WHAT YOU HAVE TO DO: Print the listing from its top line through the line containing "import React from 'react';", nothing more, and leave out the pictures.

SUPPLIED DATA:
>>
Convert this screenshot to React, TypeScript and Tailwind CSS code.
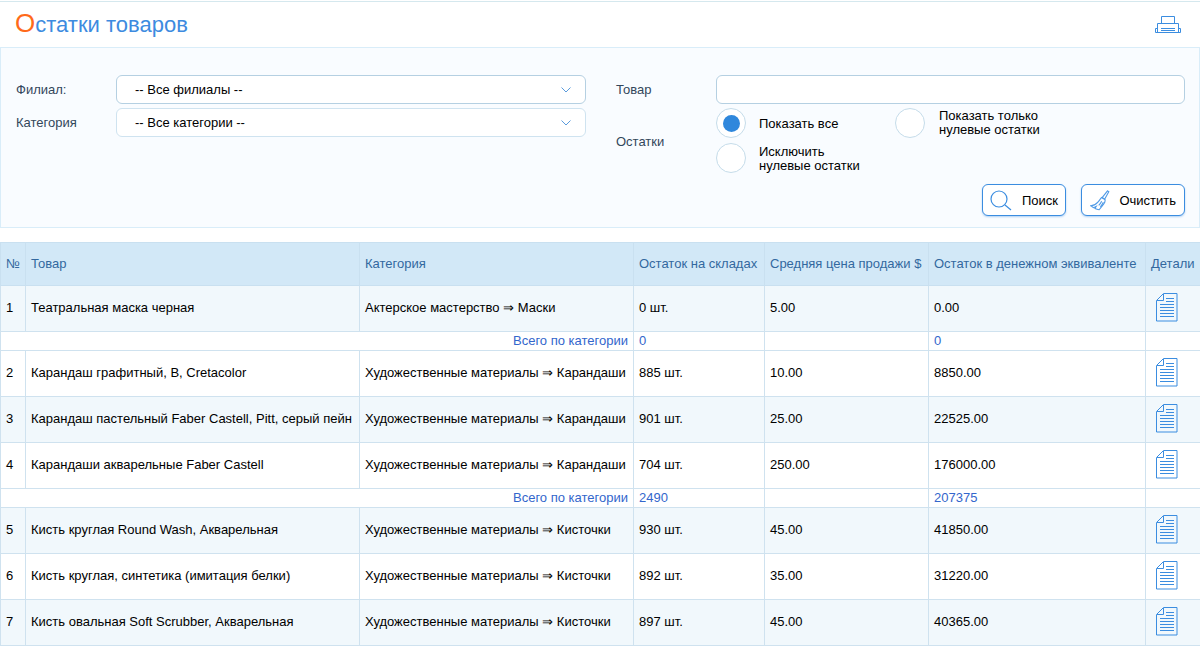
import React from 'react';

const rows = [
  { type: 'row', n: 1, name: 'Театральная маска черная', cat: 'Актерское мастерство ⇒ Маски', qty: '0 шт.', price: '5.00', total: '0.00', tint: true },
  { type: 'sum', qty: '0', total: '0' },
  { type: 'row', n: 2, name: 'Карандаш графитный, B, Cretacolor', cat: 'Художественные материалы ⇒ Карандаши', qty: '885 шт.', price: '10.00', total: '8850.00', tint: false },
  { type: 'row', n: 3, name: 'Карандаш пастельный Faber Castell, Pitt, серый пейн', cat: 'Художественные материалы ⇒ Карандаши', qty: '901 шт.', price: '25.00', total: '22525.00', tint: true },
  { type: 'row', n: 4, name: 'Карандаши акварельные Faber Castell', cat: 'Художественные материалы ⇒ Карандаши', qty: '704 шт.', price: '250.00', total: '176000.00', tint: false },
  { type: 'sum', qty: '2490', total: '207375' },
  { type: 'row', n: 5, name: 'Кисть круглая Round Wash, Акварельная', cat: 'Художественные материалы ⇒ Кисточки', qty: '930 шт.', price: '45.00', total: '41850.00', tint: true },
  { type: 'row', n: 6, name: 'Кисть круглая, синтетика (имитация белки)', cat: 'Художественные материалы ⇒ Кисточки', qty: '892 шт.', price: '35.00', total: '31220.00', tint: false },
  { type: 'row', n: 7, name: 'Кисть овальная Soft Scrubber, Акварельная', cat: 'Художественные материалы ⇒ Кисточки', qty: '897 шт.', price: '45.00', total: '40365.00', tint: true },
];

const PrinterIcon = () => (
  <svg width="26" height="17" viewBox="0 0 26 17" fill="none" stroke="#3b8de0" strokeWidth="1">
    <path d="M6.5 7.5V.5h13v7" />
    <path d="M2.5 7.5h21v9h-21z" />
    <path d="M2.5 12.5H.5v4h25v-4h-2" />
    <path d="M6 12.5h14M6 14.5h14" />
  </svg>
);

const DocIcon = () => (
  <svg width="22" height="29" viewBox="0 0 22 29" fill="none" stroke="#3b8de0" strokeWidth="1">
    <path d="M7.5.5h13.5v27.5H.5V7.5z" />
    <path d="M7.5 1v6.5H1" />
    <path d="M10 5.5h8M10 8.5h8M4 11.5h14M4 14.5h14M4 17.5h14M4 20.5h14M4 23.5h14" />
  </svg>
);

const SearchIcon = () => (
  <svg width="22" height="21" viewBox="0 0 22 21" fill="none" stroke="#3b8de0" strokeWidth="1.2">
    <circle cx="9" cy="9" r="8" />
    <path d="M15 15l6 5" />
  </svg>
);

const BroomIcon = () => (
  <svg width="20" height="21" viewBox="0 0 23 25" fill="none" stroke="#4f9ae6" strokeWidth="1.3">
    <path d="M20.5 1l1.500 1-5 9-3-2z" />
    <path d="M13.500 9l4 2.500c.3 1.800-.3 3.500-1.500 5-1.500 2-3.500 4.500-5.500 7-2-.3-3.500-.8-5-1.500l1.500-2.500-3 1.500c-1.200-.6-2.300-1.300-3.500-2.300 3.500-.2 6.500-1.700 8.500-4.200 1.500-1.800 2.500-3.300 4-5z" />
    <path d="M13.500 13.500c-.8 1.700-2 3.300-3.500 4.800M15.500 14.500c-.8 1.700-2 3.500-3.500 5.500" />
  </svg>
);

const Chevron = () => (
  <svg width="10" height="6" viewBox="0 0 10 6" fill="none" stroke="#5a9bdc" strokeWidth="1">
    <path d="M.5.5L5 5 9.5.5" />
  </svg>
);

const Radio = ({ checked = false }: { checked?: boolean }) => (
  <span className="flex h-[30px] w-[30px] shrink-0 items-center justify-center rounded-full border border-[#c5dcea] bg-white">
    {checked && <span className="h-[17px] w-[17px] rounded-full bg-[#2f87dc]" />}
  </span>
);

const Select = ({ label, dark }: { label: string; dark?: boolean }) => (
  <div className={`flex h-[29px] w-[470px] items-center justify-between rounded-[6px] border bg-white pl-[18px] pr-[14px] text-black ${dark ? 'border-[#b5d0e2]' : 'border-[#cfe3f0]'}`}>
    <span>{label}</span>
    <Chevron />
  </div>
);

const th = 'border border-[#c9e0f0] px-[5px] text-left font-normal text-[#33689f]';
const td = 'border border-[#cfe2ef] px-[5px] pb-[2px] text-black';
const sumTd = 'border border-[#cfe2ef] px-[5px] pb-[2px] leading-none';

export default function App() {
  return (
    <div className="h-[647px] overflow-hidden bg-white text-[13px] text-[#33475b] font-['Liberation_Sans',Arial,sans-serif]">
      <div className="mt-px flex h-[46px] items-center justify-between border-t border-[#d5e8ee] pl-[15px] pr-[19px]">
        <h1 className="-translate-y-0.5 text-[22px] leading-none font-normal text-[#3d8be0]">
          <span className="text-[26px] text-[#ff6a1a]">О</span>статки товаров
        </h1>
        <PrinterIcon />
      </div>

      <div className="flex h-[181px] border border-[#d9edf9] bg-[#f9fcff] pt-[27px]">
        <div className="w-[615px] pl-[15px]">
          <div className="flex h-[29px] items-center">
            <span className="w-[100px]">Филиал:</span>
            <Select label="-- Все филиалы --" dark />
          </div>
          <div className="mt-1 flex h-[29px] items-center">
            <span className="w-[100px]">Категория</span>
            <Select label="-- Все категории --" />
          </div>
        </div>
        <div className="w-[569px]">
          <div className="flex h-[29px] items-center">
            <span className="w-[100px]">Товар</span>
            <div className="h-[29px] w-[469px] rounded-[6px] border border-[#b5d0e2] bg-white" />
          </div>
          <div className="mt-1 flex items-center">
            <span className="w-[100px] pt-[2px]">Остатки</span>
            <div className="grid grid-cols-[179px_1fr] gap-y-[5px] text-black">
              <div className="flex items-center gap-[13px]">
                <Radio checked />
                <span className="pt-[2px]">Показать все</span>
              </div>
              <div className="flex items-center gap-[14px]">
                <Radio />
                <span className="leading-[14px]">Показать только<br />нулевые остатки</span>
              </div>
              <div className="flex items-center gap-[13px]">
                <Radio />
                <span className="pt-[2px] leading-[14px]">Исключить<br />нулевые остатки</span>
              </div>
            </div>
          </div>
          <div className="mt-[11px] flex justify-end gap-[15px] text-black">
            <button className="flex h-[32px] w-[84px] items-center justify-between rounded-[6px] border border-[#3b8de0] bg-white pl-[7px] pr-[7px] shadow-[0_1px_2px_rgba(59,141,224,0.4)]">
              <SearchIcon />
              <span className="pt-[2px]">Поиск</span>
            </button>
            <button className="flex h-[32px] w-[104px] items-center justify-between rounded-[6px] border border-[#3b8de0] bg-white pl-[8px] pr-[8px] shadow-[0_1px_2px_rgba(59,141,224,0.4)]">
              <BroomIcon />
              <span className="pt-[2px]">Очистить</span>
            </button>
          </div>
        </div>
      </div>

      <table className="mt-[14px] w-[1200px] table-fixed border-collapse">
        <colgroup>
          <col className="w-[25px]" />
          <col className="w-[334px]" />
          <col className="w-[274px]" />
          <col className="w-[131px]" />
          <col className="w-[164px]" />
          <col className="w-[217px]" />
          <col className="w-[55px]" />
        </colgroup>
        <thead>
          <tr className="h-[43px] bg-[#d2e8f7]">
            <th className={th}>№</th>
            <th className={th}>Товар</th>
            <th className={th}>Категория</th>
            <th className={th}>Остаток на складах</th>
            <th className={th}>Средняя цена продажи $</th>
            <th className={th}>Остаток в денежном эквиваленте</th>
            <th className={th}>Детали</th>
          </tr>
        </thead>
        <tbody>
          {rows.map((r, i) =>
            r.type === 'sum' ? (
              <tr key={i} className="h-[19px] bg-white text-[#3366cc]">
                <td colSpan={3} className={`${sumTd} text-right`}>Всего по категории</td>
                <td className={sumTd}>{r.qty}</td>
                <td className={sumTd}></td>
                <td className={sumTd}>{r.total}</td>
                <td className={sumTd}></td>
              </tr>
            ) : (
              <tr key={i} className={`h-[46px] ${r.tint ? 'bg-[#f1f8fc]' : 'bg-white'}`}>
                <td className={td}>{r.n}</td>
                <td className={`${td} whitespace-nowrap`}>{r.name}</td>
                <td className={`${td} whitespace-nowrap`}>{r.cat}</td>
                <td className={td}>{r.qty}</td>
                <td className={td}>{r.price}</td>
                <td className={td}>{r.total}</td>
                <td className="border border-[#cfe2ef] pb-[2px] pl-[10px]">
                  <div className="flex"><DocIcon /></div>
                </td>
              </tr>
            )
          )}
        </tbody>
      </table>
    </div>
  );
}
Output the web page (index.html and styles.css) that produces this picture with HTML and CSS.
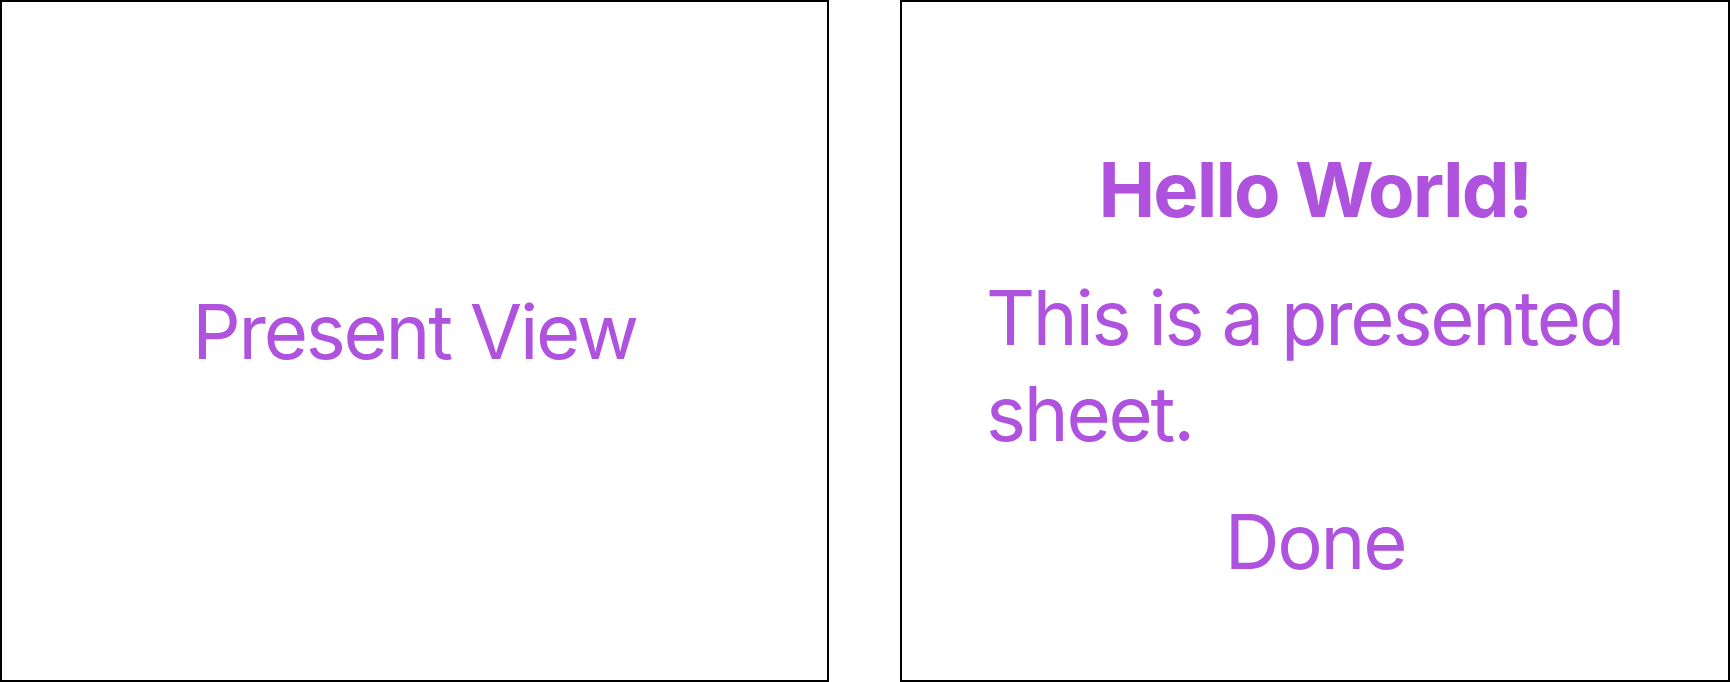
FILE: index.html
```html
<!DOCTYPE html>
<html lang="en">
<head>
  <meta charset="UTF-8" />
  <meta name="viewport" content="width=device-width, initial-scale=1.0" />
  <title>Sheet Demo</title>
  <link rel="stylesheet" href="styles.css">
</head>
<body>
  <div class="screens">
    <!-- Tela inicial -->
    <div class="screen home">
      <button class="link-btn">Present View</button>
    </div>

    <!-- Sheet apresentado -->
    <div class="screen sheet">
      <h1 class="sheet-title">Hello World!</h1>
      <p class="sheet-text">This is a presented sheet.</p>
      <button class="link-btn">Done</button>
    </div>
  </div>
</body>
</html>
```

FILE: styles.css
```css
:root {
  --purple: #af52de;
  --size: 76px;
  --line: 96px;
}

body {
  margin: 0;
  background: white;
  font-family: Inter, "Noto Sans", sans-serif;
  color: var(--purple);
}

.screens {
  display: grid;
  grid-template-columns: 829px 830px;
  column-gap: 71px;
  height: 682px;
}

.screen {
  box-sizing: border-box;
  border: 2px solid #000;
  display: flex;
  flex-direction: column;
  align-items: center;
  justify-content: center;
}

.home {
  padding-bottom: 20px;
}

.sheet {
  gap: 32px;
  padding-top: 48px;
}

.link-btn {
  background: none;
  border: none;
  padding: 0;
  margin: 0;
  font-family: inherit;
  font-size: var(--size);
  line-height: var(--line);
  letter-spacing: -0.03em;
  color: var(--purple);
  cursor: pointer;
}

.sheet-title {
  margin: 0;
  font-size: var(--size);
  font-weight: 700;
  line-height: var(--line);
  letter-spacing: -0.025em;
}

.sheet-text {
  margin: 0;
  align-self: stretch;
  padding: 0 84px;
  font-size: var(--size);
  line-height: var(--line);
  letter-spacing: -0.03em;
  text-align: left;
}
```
<<
FINISHED TASK:
Convert this screenshot to React, TypeScript and Tailwind CSS code.
import React from 'react';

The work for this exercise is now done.